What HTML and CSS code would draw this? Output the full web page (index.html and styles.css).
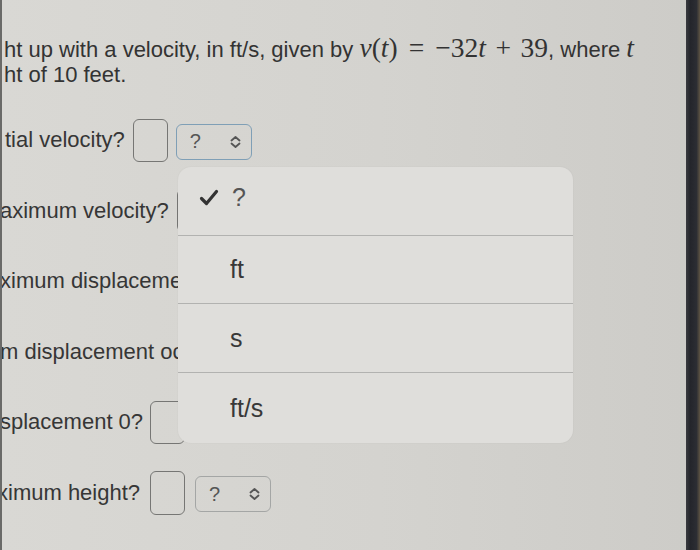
FILE: index.html
```html
<!DOCTYPE html>
<html>
<head>
<meta charset="utf-8">
<link rel="stylesheet" href="styles.css">
</head>
<body>
<div class="frame">
  <div class="screen">
    <p class="intro">ht up with a velocity, in ft/s, given by <span class="math"><i>v</i>(<i>t</i>)<span class="rel">=</span>−32<i>t</i><span class="bin">+</span>39</span>, where <span class="math"><i>t</i></span><br>ht of 10 feet.</p>
    <div class="qs">
      <div class="row r1"><span class="label">tial velocity?</span><span class="box"></span><span class="select focus"><span class="q">?</span><svg class="chev" width="11" height="12" viewBox="0 0 11 12"><path d="M1.5 4.5 L5.5 1 L9.5 4.5 M1.5 7.5 L5.5 11 L9.5 7.5"/></svg></span></div>
      <div class="row r2"><span class="label">aximum velocity?</span><span class="box"></span><span class="select"></span></div>
      <div class="row r3"><span class="label">ximum displacement?</span><span class="box"></span><span class="select"></span></div>
      <div class="row r4"><span class="label">m displacement occur?</span><span class="box"></span><span class="select"></span></div>
      <div class="row r5"><span class="label">splacement 0?</span><span class="box"></span><span class="select"></span></div>
      <div class="row r6"><span class="label">ximum height?</span><span class="box"></span><span class="select"><span class="q">?</span><svg class="chev" width="11" height="12" viewBox="0 0 11 12"><path d="M1.5 4.5 L5.5 1 L9.5 4.5 M1.5 7.5 L5.5 11 L9.5 7.5"/></svg></span></div>
    </div>
    <div class="popup">
      <div class="opt o1"><span class="chk"><svg width="20" height="17" viewBox="0 0 20 17"><path d="M2.5 9.5 L7.5 14.5 L17.5 2.5"/></svg></span><span class="otext dim">?</span></div>
      <div class="opt o2"><span class="chk"></span><span class="otext">ft</span></div>
      <div class="opt o3"><span class="chk"></span><span class="otext">s</span></div>
      <div class="opt o4"><span class="chk"></span><span class="otext">ft/s</span></div>
    </div>
  </div>
  <div class="bezel"></div>
</div>
</body>
</html>
```
FILE: styles.css
```css
html, body {
  margin: 0;
  padding: 0;
  width: 700px;
  height: 550px;
  overflow: hidden;
}
.frame {
  display: flex;
  width: 700px;
  height: 550px;
  font-family: "Liberation Sans", Arial, sans-serif;
  color: #333;
}
.screen {
  position: relative;
  flex: 1;
  overflow: hidden;
  border-left: 2px solid #6a6a68;
  background: linear-gradient(90deg, #d9d8d4 0%, #d4d3cf 55%, #cdccc8 100%);
}
.bezel {
  width: 14px;
  background: linear-gradient(90deg, #3a3b40 0%, #24252b 30%, #2c2d33 75%, #5e5443 100%);
}
.intro {
  margin: 0;
  padding: 37px 0 0 2px;
  font-size: 22px;
  line-height: 25px;
  white-space: nowrap;
}
.math {
  font-family: "Liberation Serif", "Times New Roman", serif;
  font-size: 1.25em;
  line-height: 0;
}
.math i {
  font-style: italic;
}
.rel {
  margin: 0 0.4em;
}
.bin {
  margin: 0 0.35em;
}
.qs {
  display: grid;
  grid-auto-rows: 44px;
  row-gap: 26.6px;
  margin-top: 31px;
}
.row {
  display: flex;
  align-items: center;
  gap: 8px;
  white-space: nowrap;
  font-size: 22px;
  color: #363636;
}
.r1 { margin-left: 3px; gap: 8px; }
.r2 { margin-left: -2px; }
.r3 { margin-left: -2px; }
.r4 { margin-left: -2px; }
.r5 { margin-left: -2px; gap: 7px; }
.r6 { margin-left: -5px; gap: 10px; }
.box {
  flex: none;
  width: 35px;
  height: 43px;
  box-sizing: border-box;
  border: 1.5px solid #767674;
  border-radius: 6px;
}
.r6 .box { height: 44px; }
.select {
  flex: none;
  width: 76px;
  height: 36px;
  box-sizing: border-box;
  border: 1.5px solid #a4a6a5;
  border-radius: 6px;
  display: flex;
  align-items: center;
  justify-content: space-between;
  padding: 0 10px 0 13px;
  margin-top: 3px;
}
.select.focus {
  border-color: #7f9fb6;
}
.q {
  font-size: 20px;
  color: #555;
}
.chev path {
  fill: none;
  stroke: #555;
  stroke-width: 1.8;
  stroke-linecap: round;
  stroke-linejoin: round;
}
.popup {
  position: absolute;
  left: 176px;
  top: 167px;
  width: 395px;
  height: 276px;
  border-radius: 13px;
  background: #dfdedb;
  box-shadow: 0 0 2px rgba(0, 0, 0, 0.06);
  display: flex;
  flex-direction: column;
  overflow: hidden;
}
.opt {
  flex: none;
  box-sizing: border-box;
  display: flex;
  align-items: center;
  padding-left: 21px;
}
.o1 { height: 68px; padding-bottom: 8px; }
.o2 { height: 68px; border-top: 1px solid #b2b2b0; }
.o3 { height: 69px; border-top: 1px solid #b2b2b0; }
.o4 { flex: 1; border-top: 1px solid #b2b2b0; }
.chk {
  width: 31px;
  flex: none;
  display: flex;
  align-items: center;
}
.chk path {
  fill: none;
  stroke: #333;
  stroke-width: 3.2;
  stroke-linecap: round;
  stroke-linejoin: round;
}
.otext {
  font-size: 25px;
  color: #383838;
}
.otext.dim {
  color: #555;
  margin-left: 2px;
}
```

+ + + +

- DIRECTION:
Set the data above down again exactly as given, with no pictures.

- ANSWER TO THIS EXERCISE:
What HTML and CSS code would draw this? Output the full web page (index.html and styles.css).
FILE: index.html
```html
<!DOCTYPE html>
<html>
<head>
<meta charset="utf-8">
<link rel="stylesheet" href="styles.css">
</head>
<body>
<div class="frame">
  <div class="screen">
    <p class="intro">ht up with a velocity, in ft/s, given by <span class="math"><i>v</i>(<i>t</i>)<span class="rel">=</span>−32<i>t</i><span class="bin">+</span>39</span>, where <span class="math"><i>t</i></span><br>ht of 10 feet.</p>
    <div class="qs">
      <div class="row r1"><span class="label">tial velocity?</span><span class="box"></span><span class="select focus"><span class="q">?</span><svg class="chev" width="11" height="12" viewBox="0 0 11 12"><path d="M1.5 4.5 L5.5 1 L9.5 4.5 M1.5 7.5 L5.5 11 L9.5 7.5"/></svg></span></div>
      <div class="row r2"><span class="label">aximum velocity?</span><span class="box"></span><span class="select"></span></div>
      <div class="row r3"><span class="label">ximum displacement?</span><span class="box"></span><span class="select"></span></div>
      <div class="row r4"><span class="label">m displacement occur?</span><span class="box"></span><span class="select"></span></div>
      <div class="row r5"><span class="label">splacement 0?</span><span class="box"></span><span class="select"></span></div>
      <div class="row r6"><span class="label">ximum height?</span><span class="box"></span><span class="select"><span class="q">?</span><svg class="chev" width="11" height="12" viewBox="0 0 11 12"><path d="M1.5 4.5 L5.5 1 L9.5 4.5 M1.5 7.5 L5.5 11 L9.5 7.5"/></svg></span></div>
    </div>
    <div class="popup">
      <div class="opt o1"><span class="chk"><svg width="20" height="17" viewBox="0 0 20 17"><path d="M2.5 9.5 L7.5 14.5 L17.5 2.5"/></svg></span><span class="otext dim">?</span></div>
      <div class="opt o2"><span class="chk"></span><span class="otext">ft</span></div>
      <div class="opt o3"><span class="chk"></span><span class="otext">s</span></div>
      <div class="opt o4"><span class="chk"></span><span class="otext">ft/s</span></div>
    </div>
  </div>
  <div class="bezel"></div>
</div>
</body>
</html>
```
FILE: styles.css
```css
html, body {
  margin: 0;
  padding: 0;
  width: 700px;
  height: 550px;
  overflow: hidden;
}
.frame {
  display: flex;
  width: 700px;
  height: 550px;
  font-family: "Liberation Sans", Arial, sans-serif;
  color: #333;
}
.screen {
  position: relative;
  flex: 1;
  overflow: hidden;
  border-left: 2px solid #6a6a68;
  background: linear-gradient(90deg, #d9d8d4 0%, #d4d3cf 55%, #cdccc8 100%);
}
.bezel {
  width: 14px;
  background: linear-gradient(90deg, #3a3b40 0%, #24252b 30%, #2c2d33 75%, #5e5443 100%);
}
.intro {
  margin: 0;
  padding: 37px 0 0 2px;
  font-size: 22px;
  line-height: 25px;
  white-space: nowrap;
}
.math {
  font-family: "Liberation Serif", "Times New Roman", serif;
  font-size: 1.25em;
  line-height: 0;
}
.math i {
  font-style: italic;
}
.rel {
  margin: 0 0.4em;
}
.bin {
  margin: 0 0.35em;
}
.qs {
  display: grid;
  grid-auto-rows: 44px;
  row-gap: 26.6px;
  margin-top: 31px;
}
.row {
  display: flex;
  align-items: center;
  gap: 8px;
  white-space: nowrap;
  font-size: 22px;
  color: #363636;
}
.r1 { margin-left: 3px; gap: 8px; }
.r2 { margin-left: -2px; }
.r3 { margin-left: -2px; }
.r4 { margin-left: -2px; }
.r5 { margin-left: -2px; gap: 7px; }
.r6 { margin-left: -5px; gap: 10px; }
.box {
  flex: none;
  width: 35px;
  height: 43px;
  box-sizing: border-box;
  border: 1.5px solid #767674;
  border-radius: 6px;
}
.r6 .box { height: 44px; }
.select {
  flex: none;
  width: 76px;
  height: 36px;
  box-sizing: border-box;
  border: 1.5px solid #a4a6a5;
  border-radius: 6px;
  display: flex;
  align-items: center;
  justify-content: space-between;
  padding: 0 10px 0 13px;
  margin-top: 3px;
}
.select.focus {
  border-color: #7f9fb6;
}
.q {
  font-size: 20px;
  color: #555;
}
.chev path {
  fill: none;
  stroke: #555;
  stroke-width: 1.8;
  stroke-linecap: round;
  stroke-linejoin: round;
}
.popup {
  position: absolute;
  left: 176px;
  top: 167px;
  width: 395px;
  height: 276px;
  border-radius: 13px;
  background: #dfdedb;
  box-shadow: 0 0 2px rgba(0, 0, 0, 0.06);
  display: flex;
  flex-direction: column;
  overflow: hidden;
}
.opt {
  flex: none;
  box-sizing: border-box;
  display: flex;
  align-items: center;
  padding-left: 21px;
}
.o1 { height: 68px; padding-bottom: 8px; }
.o2 { height: 68px; border-top: 1px solid #b2b2b0; }
.o3 { height: 69px; border-top: 1px solid #b2b2b0; }
.o4 { flex: 1; border-top: 1px solid #b2b2b0; }
.chk {
  width: 31px;
  flex: none;
  display: flex;
  align-items: center;
}
.chk path {
  fill: none;
  stroke: #333;
  stroke-width: 3.2;
  stroke-linecap: round;
  stroke-linejoin: round;
}
.otext {
  font-size: 25px;
  color: #383838;
}
.otext.dim {
  color: #555;
  margin-left: 2px;
}
```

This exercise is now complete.